A lot seems to happen all at once, then I can't be bothered to blog, and when nothing of note is happening I'm perfectly happy and content so don't feel the need to.
It's been weird recently, because none of my friends are particularly doing anything, but Deri keeps wondering if there's something on my mind because I start looking like I have it; and I think I keep looking for someone to talk to. I don't think I've ever been that good at only having one person that I talk to about everything. I don't think I've really ever had that to be honest; not one person that I can tell absolutely everything.. I've usually had something that I've needed to confide in other people. Chris, Oli, Alec, Jonny... I don't think they ever knew everything. The closest that they got was if I gave them this blog and most of the time I ended up changing the way I wrote because I didn't want them to know everything.
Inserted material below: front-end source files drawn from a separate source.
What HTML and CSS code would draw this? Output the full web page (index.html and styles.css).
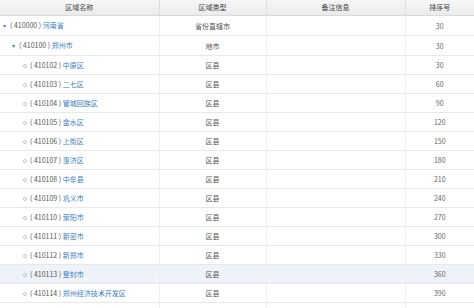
FILE: index.html
```html
<!DOCTYPE html>
<html lang="zh">
<head>
<meta charset="utf-8">
<link rel="stylesheet" href="styles.css">
</head>
<body>
<table class="grid">
  <colgroup>
    <col class="c-name"><col class="c-type"><col class="c-note"><col class="c-sort">
  </colgroup>
  <thead>
    <tr><th>区域名称</th><th>区域类型</th><th>备注信息</th><th>排序号</th></tr>
  </thead>
  <tbody>
    <tr><td class="name lv0"><span class="tog">&#9662;</span><span class="code">( 410000 )</span> <a>河南省</a></td><td class="type">省份直辖市</td><td></td><td class="sort">30</td></tr>
    <tr><td class="name lv1"><span class="tog">&#9662;</span><span class="code">( 410100 )</span> <a>郑州市</a></td><td class="type">地市</td><td></td><td class="sort">30</td></tr>
    <tr><td class="name lv2"><span class="leaf"></span><span class="code">( 410102 )</span> <a>中原区</a></td><td class="type">区县</td><td></td><td class="sort">30</td></tr>
    <tr><td class="name lv2"><span class="leaf"></span><span class="code">( 410103 )</span> <a>二七区</a></td><td class="type">区县</td><td></td><td class="sort">60</td></tr>
    <tr><td class="name lv2"><span class="leaf"></span><span class="code">( 410104 )</span> <a>管城回族区</a></td><td class="type">区县</td><td></td><td class="sort">90</td></tr>
    <tr><td class="name lv2"><span class="leaf"></span><span class="code">( 410105 )</span> <a>金水区</a></td><td class="type">区县</td><td></td><td class="sort">120</td></tr>
    <tr><td class="name lv2"><span class="leaf"></span><span class="code">( 410106 )</span> <a>上街区</a></td><td class="type">区县</td><td></td><td class="sort">150</td></tr>
    <tr><td class="name lv2"><span class="leaf"></span><span class="code">( 410107 )</span> <a>惠济区</a></td><td class="type">区县</td><td></td><td class="sort">180</td></tr>
    <tr><td class="name lv2"><span class="leaf"></span><span class="code">( 410108 )</span> <a>中牟县</a></td><td class="type">区县</td><td></td><td class="sort">210</td></tr>
    <tr><td class="name lv2"><span class="leaf"></span><span class="code">( 410109 )</span> <a>巩义市</a></td><td class="type">区县</td><td></td><td class="sort">240</td></tr>
    <tr><td class="name lv2"><span class="leaf"></span><span class="code">( 410110 )</span> <a>荥阳市</a></td><td class="type">区县</td><td></td><td class="sort">270</td></tr>
    <tr><td class="name lv2"><span class="leaf"></span><span class="code">( 410111 )</span> <a>新密市</a></td><td class="type">区县</td><td></td><td class="sort">300</td></tr>
    <tr><td class="name lv2"><span class="leaf"></span><span class="code">( 410112 )</span> <a>新郑市</a></td><td class="type">区县</td><td></td><td class="sort">330</td></tr>
    <tr class="hover"><td class="name lv2"><span class="leaf"></span><span class="code">( 410113 )</span> <a>登封市</a></td><td class="type">区县</td><td></td><td class="sort">360</td></tr>
    <tr><td class="name lv2"><span class="leaf"></span><span class="code">( 410114 )</span> <a>郑州经济技术开发区</a></td><td class="type">区县</td><td></td><td class="sort">390</td></tr>
    <tr><td class="name lv2"></td><td class="type"></td><td></td><td class="sort"></td></tr>
  </tbody>
</table>
</body>
</html>
```

FILE: styles.css
```css
html, body {
  margin: 0;
  padding: 0;
  background: #fff;
  overflow: hidden;
}
.grid {
  width: 474px;
  border-collapse: collapse;
  table-layout: fixed;
  font-family: "Noto Sans CJK SC", "Noto Sans", sans-serif;
  font-size: 7px;
  color: #555;
}
.c-name { width: 159px; }
.c-type { width: 107px; }
.c-note { width: 139px; }
.c-sort { width: 69px; }
.grid th {
  height: 15px;
  padding: 0;
  font-weight: normal;
  color: #444;
  background: linear-gradient(#f6f6f6, #ebebeb);
  border-bottom: 1px solid #d9d9d9;
  border-left: 1px solid #dedede;
  text-align: center;
  line-height: 15px;
}
.grid th:first-child, .grid td:first-child { border-left: none; }
.grid td {
  height: 18px;
  padding: 0;
  line-height: 18px;
  border-bottom: 1px solid #e8e8e8;
  border-left: 1px solid #f0f0f0;
  white-space: nowrap;
  overflow: hidden;
}
.grid tr.hover td { background: #eef3f9; }
.type, .sort { text-align: center; }
.sort { color: #666; }
.name.lv0 { padding-left: 3px; }
.name.lv1 { padding-left: 12px; }
.name.lv2 { padding-left: 23px; }
.tog {
  display: inline-block;
  width: 7px;
  font-size: 6px;
  color: #4a7fb5;
}
.leaf {
  display: inline-block;
  box-sizing: border-box;
  width: 4px;
  height: 4px;
  margin: 0 3px 0 0;
  border: 1px solid #b7c9dc;
  border-radius: 50%;
  vertical-align: middle;
}
.code { color: #555; }
.name a { color: #3b7cc0; }
```
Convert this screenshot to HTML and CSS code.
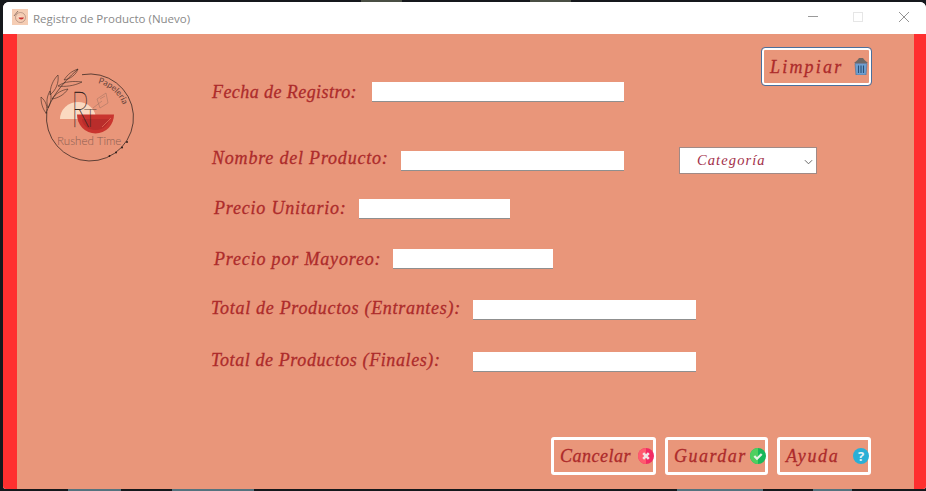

I'm scared. I have all my eggs in one basket, almost, because my friends didn't want anything to do with me when Deri and I got together so most of my friendships are now on a much more superficial level. I don't have friends in Aberystwyth that I can confide everything in... I don't have friends I see up here who listen to me. I'm there for them and they don't even know if something's wrong. I've usually been someone with quite a few friends around me, ones that I can tell all sorts of things to. This is a weird change.
That said, I'm sure that I could ring Lottie if I needed her properly. And Fe.
It just feels funny that Deri and I are so close. Like so, so close.
On the way back home to Aber we stopped overnight at Deri's grandparents' house. His nan is ill (I can't remember the word for the life of me right now, but basically had a stroke and hasn't been right since - she's losing her power of speech. It's amazing how aware she is of everything, she just can't communicate necessarily. Sometimes Deri can call her or her neighbours can come round then she can talk fine; but she can never talk to his grandad normally; and he finds that horribly hard...) Anyway, that was an amazing experience. I've never known love like that. 60 years together and Joan said "I'll just go and see how he is" just, literally just, before her husband called for her from the kitchen. A kind of telepathy. I think that Deri and I could end up like that and that terrifies me.
What I wouldn't be able to deal with is what followed. His granda talking about how hard it is to have the person that you love unable to talk to you.
It's fine because I know that I have friends who will be there for me and Deri who I'm 80% sure would actually drop everything for me. I do adore him. It's just scary, sometimes.
Well world, let's keep going. Stay excellent.
"What about you Joan, what do you want to be when you grow up? Happy? Say happy."
Monday, 1 April 2013
My horse enjoying the view from Tal-Y-Fan
Seeing as I'm completely failing at doing this daily (I don't really know why, I'm not actually doing anything, just seem to be doing other things all the time...), I'm going to just keep counting the days but have massive gaps in between them.
I haven't been myself for the past couple of days. I think since Deri's parents came back... They bought Deri, Joe (his brother) and me presents of Toblerone and cider back from France. I've never in my life felt so welcomed into a family. It makes me so happy, makes me glow that they like me enough to think of getting me a present while on their holidays. However, it also makes me so, so homesick. I've not been home for a long time and not seen my family since mid February, and goddamn it I want to. I tried to convince Deri to leave earlier but he doesn't quite understand how much I want to go home; he wants to finish his essay first, so he can give the books he's using to his friend, but that means that I still have to be here until Friday, and get home on Saturday. That's only a day early. He says he knows what I mean when I say that I want to go home but I'm not sure he gets quite how homesick I am. It wouldn't be as bad if I wasn't in such a lovely, welcoming and warm family, homey environment. But as it stands, I want to be in my lovely homey environment. I want to see my Dad, lie on the sofa chatting shit while watching CSI. There's nothing like going home after being away for a long time, and I desperately want to be able to do that now.
I love it here, don't get me wrong. The mountains I'm staring at as I write this are unutterably breathtaking, and the opportunities I'm getting from having my horse here are amazing. The family are the nicest in the world... But there ain't no place like home, and the level of missing it that I'm experiencing is putting a strain on me, which is making me get tetchier with Deri. I don't want to do that, he doesn't need to have this taken out on him. I guess it's something that he just doesn't understand, no matter what he says.
God bless him; but I hope I get home soon. I hope I get rid of this feeling, because it's going to take a toll and I'm not sure what on yet.